Motivation Georgia Skroumpelou
With pride and excitement I apply for the Kivi EngD Award 2025 with my project, “Additive manufacturing of functional concrete: Lightweight Mortar With Cork & Local Composition Control”. It started with a question: Can additive manufacturing of functional concrete (otherwise known as 3D Concrete Printing (3DCP)) be part of the solution for climate change, housing crisis and manual labor shortage? Through the lens of transdisciplinarity, I answered it with industrial innovations, bringing tangible impact on the transformation of construction, contributing to the solution of complex societal, environmental and economic challenges (Fig 1), receiving a final grade of 9/10.

After five years in the digital construction industry, I saw the need for a holistic approach towards the implementation of 3DCP. Instead of squeezing 3DCP into existing norms, we should rethink the processes not only regarding the manufacturing methodology, but also the way of working itself; the way people, not the machines, should work for 3DCP. With this mindset, I pursued this EngD project to approach this challenge scientifically and through cross-functional collaboration.

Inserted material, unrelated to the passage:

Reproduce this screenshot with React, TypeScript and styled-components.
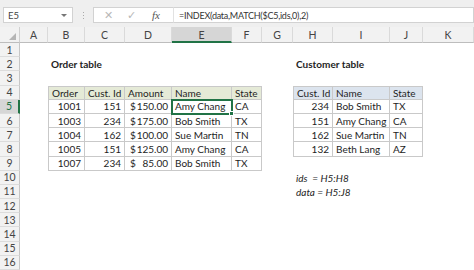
import React from "react";
import styled, { createGlobalStyle, css } from "styled-components";

const Global = createGlobalStyle`
  html, body { margin: 0; padding: 0; background: #ffffff; }
  body { font-family: "Lato", "Liberation Sans", sans-serif; color: #222; overflow: hidden; }
  * { box-sizing: border-box; }
`;

const GREEN = "#217346";
const LINE = "#c9c9c9";

const Page = styled.div`
  width: 474px;
  height: 270px;
  display: flex;
  flex-direction: column;
  background: #fff;
`;

const FormulaBar = styled.div`
  height: 28px;
  background: #efefef;
  display: flex;
  align-items: flex-start;
  padding: 7px 0 0 3px;
  gap: 0;
`;

const NameBox = styled.div`
  width: 70px;
  height: 16px;
  background: #fff;
  border: 1px solid #d2d2d2;
  display: flex;
  align-items: center;
  justify-content: space-between;
  padding: 0 5px 0 4px;
  font-size: 9.5px;
  color: #444;
`;

const Caret = styled.span`
  width: 0;
  height: 0;
  border-left: 3px solid transparent;
  border-right: 3px solid transparent;
  border-top: 3px solid #777;
`;

const Dots = styled.div`
  width: 20px;
  height: 16px;
  display: flex;
  flex-direction: column;
  align-items: center;
  justify-content: center;
  gap: 2px;
  & > span {
    width: 1px;
    height: 1px;
    background: #aaa;
  }
`;

const ButtonsBox = styled.div`
  width: 80px;
  height: 16px;
  background: #fff;
  border: 1px solid #d2d2d2;
  border-right: none;
  display: flex;
  align-items: center;
  padding-left: 10px;
  gap: 0;
  color: #b8b8b8;
  font-size: 11px;
`;

const Btn = styled.span<{ $w: number }>`
  width: ${(p) => p.$w}px;
  display: flex;
  align-items: center;
  justify-content: flex-start;
`;

const Fx = styled.span`
  font-family: "Liberation Serif", serif;
  font-style: italic;
  font-size: 11px;
  color: #555;
`;

const FormulaInput = styled.div`
  flex: 1;
  height: 16px;
  background: #fff;
  border: 1px solid #d2d2d2;
  border-left: 1px solid #e2e2e2;
  display: flex;
  align-items: center;
  padding-left: 5px;
  font-size: 9px;
  letter-spacing: -0.25px;
  color: #333;
  white-space: nowrap;
`;

const COLS = [20, 28, 37, 40, 47, 60, 30, 31, 40, 57, 33];
const LETTERS = ["A", "B", "C", "D", "E", "F", "G", "H", "I", "J", "K"];

const Sheet = styled.div`
  display: grid;
  grid-template-columns: ${COLS.map((c) => c + "px").join(" ")} 1fr;
  grid-template-rows: 16px repeat(16, 14.2px);
  font-size: 10px;
`;

const Corner = styled.div`
  background: #f2f2f2;
  border-right: 1px solid #d0d0d0;
  border-bottom: 1px solid #bdbdbd;
  display: flex;
  align-items: flex-end;
  justify-content: flex-end;
  padding: 0 3px 2px 0;
`;

const ColHead = styled.div<{ $active?: boolean }>`
  background: ${(p) => (p.$active ? "#d6d6d6" : "#f2f2f2")};
  border-right: 1px solid #dadada;
  border-bottom: ${(p) => (p.$active ? `2px solid ${GREEN}` : "1px solid #bdbdbd")};
  display: flex;
  align-items: center;
  justify-content: center;
  color: #444;
  font-size: 10.5px;
  padding-top: ${(p) => (p.$active ? "1px" : "0")};
`;

const RowHead = styled.div<{ $active?: boolean }>`
  background: ${(p) => (p.$active ? "#d6d6d6" : "#f2f2f2")};
  border-bottom: 1px solid #dcdcdc;
  border-right: ${(p) => (p.$active ? `2px solid ${GREEN}` : "1px solid #c6c6c6")};
  display: flex;
  align-items: center;
  justify-content: center;
  color: ${(p) => (p.$active ? GREEN : "#444")};
  font-size: 10.5px;
`;

type Align = "left" | "right";

const Cell = styled.div<{
  $table?: "order" | "cust";
  $head?: boolean;
  $first?: boolean;
  $top?: boolean;
  $align?: Align;
  $bold?: boolean;
  $italic?: boolean;
  $selected?: boolean;
}>`
  position: relative;
  display: flex;
  align-items: center;
  white-space: pre;
  padding: 0 3px 0 3px;
  justify-content: ${(p) => (p.$align === "right" ? "flex-end" : "flex-start")};
  font-weight: ${(p) => (p.$bold ? 700 : 400)};
  font-style: ${(p) => (p.$italic ? "italic" : "normal")};
  color: #1e1e1e;
  overflow: visible;
  ${(p) =>
    p.$table &&
    css`
      border-right: 1px solid ${LINE};
      border-bottom: 1px solid ${LINE};
      ${p.$first ? `border-left: 1px solid ${LINE};` : ""}
      ${p.$top ? `border-top: 1px solid ${LINE};` : ""}
    `}
  ${(p) =>
    p.$head &&
    css`
      background: ${p.$table === "order" ? "#e5ead7" : "#dce4ee"};
    `}
  ${(p) =>
    p.$selected &&
    css`
      outline: 2px solid ${GREEN};
      outline-offset: -1px;
      z-index: 1;
    `}
`;

const Handle = styled.span`
  position: absolute;
  right: -3px;
  bottom: -3px;
  width: 5px;
  height: 5px;
  background: ${GREEN};
  border: 1px solid #fff;
`;

const Money = styled.span`
  flex: 1;
  display: flex;
  justify-content: space-between;
  padding-left: 2px;
`;

type CellDef = {
  text?: string;
  money?: string;
  table?: "order" | "cust";
  head?: boolean;
  first?: boolean;
  top?: boolean;
  align?: Align;
  bold?: boolean;
  italic?: boolean;
};

const cells: Record<string, CellDef> = {};

cells["B2"] = { text: "Order table", bold: true };
cells["H2"] = { text: "Customer table", bold: true };
cells["H10"] = { text: "ids  = H5:H8", italic: true };
cells["H11"] = { text: "data = H5:J8", italic: true };

function addTable(
  table: "order" | "cust",
  startCol: number,
  startRow: number,
  headers: string[],
  aligns: (Align | "money")[],
  rows: string[][]
) {
  headers.forEach((h, i) => {
    cells[LETTERS[startCol + i] + startRow] = {
      text: h,
      table,
      head: true,
      top: true,
      first: i === 0,
      align: "left",
    };
  });
  rows.forEach((r, ri) => {
    r.forEach((v, i) => {
      const a = aligns[i];
      cells[LETTERS[startCol + i] + (startRow + 1 + ri)] = {
        text: a === "money" ? undefined : v,
        money: a === "money" ? v : undefined,
        table,
        first: i === 0,
        align: a === "money" ? "left" : a,
      };
    });
  });
}

addTable(
  "order",
  1,
  4,
  ["Order", "Cust. Id", "Amount", "Name", "State"],
  ["right", "right", "money", "left", "left"],
  [
    ["1001", "151", "150.00", "Amy Chang", "CA"],
    ["1003", "234", "175.00", "Bob Smith", "TX"],
    ["1004", "162", "100.00", "Sue Martin", "TN"],
    ["1005", "151", "125.00", "Amy Chang", "CA"],
    ["1007", "234", "85.00", "Bob Smith", "TX"],
  ]
);

addTable(
  "cust",
  7,
  4,
  ["Cust. Id", "Name", "State"],
  ["right", "left", "left"],
  [
    ["234", "Bob Smith", "TX"],
    ["151", "Amy Chang", "CA"],
    ["162", "Sue Martin", "TN"],
    ["132", "Beth Lang", "AZ"],
  ]
);

const CornerMark = () => (
  <svg width="7" height="7" viewBox="0 0 7 7">
    <polygon points="7,0 7,7 0,7" fill="#b5b5b5" />
  </svg>
);

export default function App() {
  const rows = Array.from({ length: 16 }, (_, i) => i + 1);
  const selected = "E5";
  return (
    <Page>
      <Global />
      <FormulaBar>
        <NameBox>
          <span>E5</span>
          <Caret />
        </NameBox>
        <Dots>
          <span />
          <span />
          <span />
        </Dots>
        <ButtonsBox>
          <Btn $w={23}>✕</Btn>
          <Btn $w={25}>✓</Btn>
          <Btn $w={20}>
            <Fx>fx</Fx>
          </Btn>
        </ButtonsBox>
        <FormulaInput>=INDEX(data,MATCH($C5,ids,0),2)</FormulaInput>
      </FormulaBar>
      <Sheet>
        <Corner>
          <CornerMark />
        </Corner>
        {LETTERS.map((l) => (
          <ColHead key={l} $active={l === "E"}>
            {l}
          </ColHead>
        ))}
        {rows.map((r) => (
          <React.Fragment key={r}>
            <RowHead $active={r === 5}>{r}</RowHead>
            {LETTERS.map((l) => {
              const id = l + r;
              const d = cells[id];
              const isSel = id === selected;
              return (
                <Cell
                  key={id}
                  $table={d?.table}
                  $head={d?.head}
                  $first={d?.first}
                  $top={d?.top}
                  $align={d?.align}
                  $bold={d?.bold}
                  $italic={d?.italic}
                  $selected={isSel}
                >
                  {d?.money ? (
                    <Money>
                      <span>$</span>
                      <span>{d.money}</span>
                    </Money>
                  ) : (
                    d?.text
                  )}
                  {isSel && <Handle />}
                </Cell>
              );
            })}
          </React.Fragment>
        ))}
      </Sheet>
    </Page>
  );
}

Together with two PhD researchers from TU/e, we combined structural engineering, material science, building physics, software & hardware development, systems engineering and project management to deliver, in less than 2 years, a full-scale physical demonstrator of a thermally enhanced residential wall with selectively variable material composition (Fig 2).

As the design engineer of this effort, I integrated academic research into end-to-end design workflows which seamlessly link design to production (Fig 3). The output of these workflows is twofold. Firstly, utilizing a newly developed mortar containing cork aggregates, I introduced a meso-scale metamaterial based on the Alternating Point Connection (APC) principle (Fig 5). This workflow populates the volume of the wall with APC unit cells, achieving 19% lower U-value compared to Fig 2. Integrated demonstrator Fig 3. End-to-end design workflows; (a) APC; (b) LCC benchmark 3DCP walls, meeting the Dutch standards for residential thermal comfort (U ≤ 0.21 W/m²K).

This wall acts both as load-bearing and façade, simplifying the production and transportation of prefabricated 3DCP walls. Secondly, using system automations in the dosing of the printing material components, I created a parametric model which translates the design into a printable geometry with variable material properties. This process is called Local Composition Control (LCC) (Fig 5). Now mass customization can be achieved, not only through design freedom – the main merit of 3DCP up to now – but also through bespoke material variation. Such process control enables 24/7 production lines, reduces human intervention, increases safety and limits material waste.

Bringing together material (micro-), manufacturability (meso-) and design (macro-scale), these new tools are part of the transformation of the built environment, pushing the boundaries of technology, enabling the paradigm shift towards concurrent engineering and taking our society one step closer to accessible, sustainable and comfortable housing and infrastructure.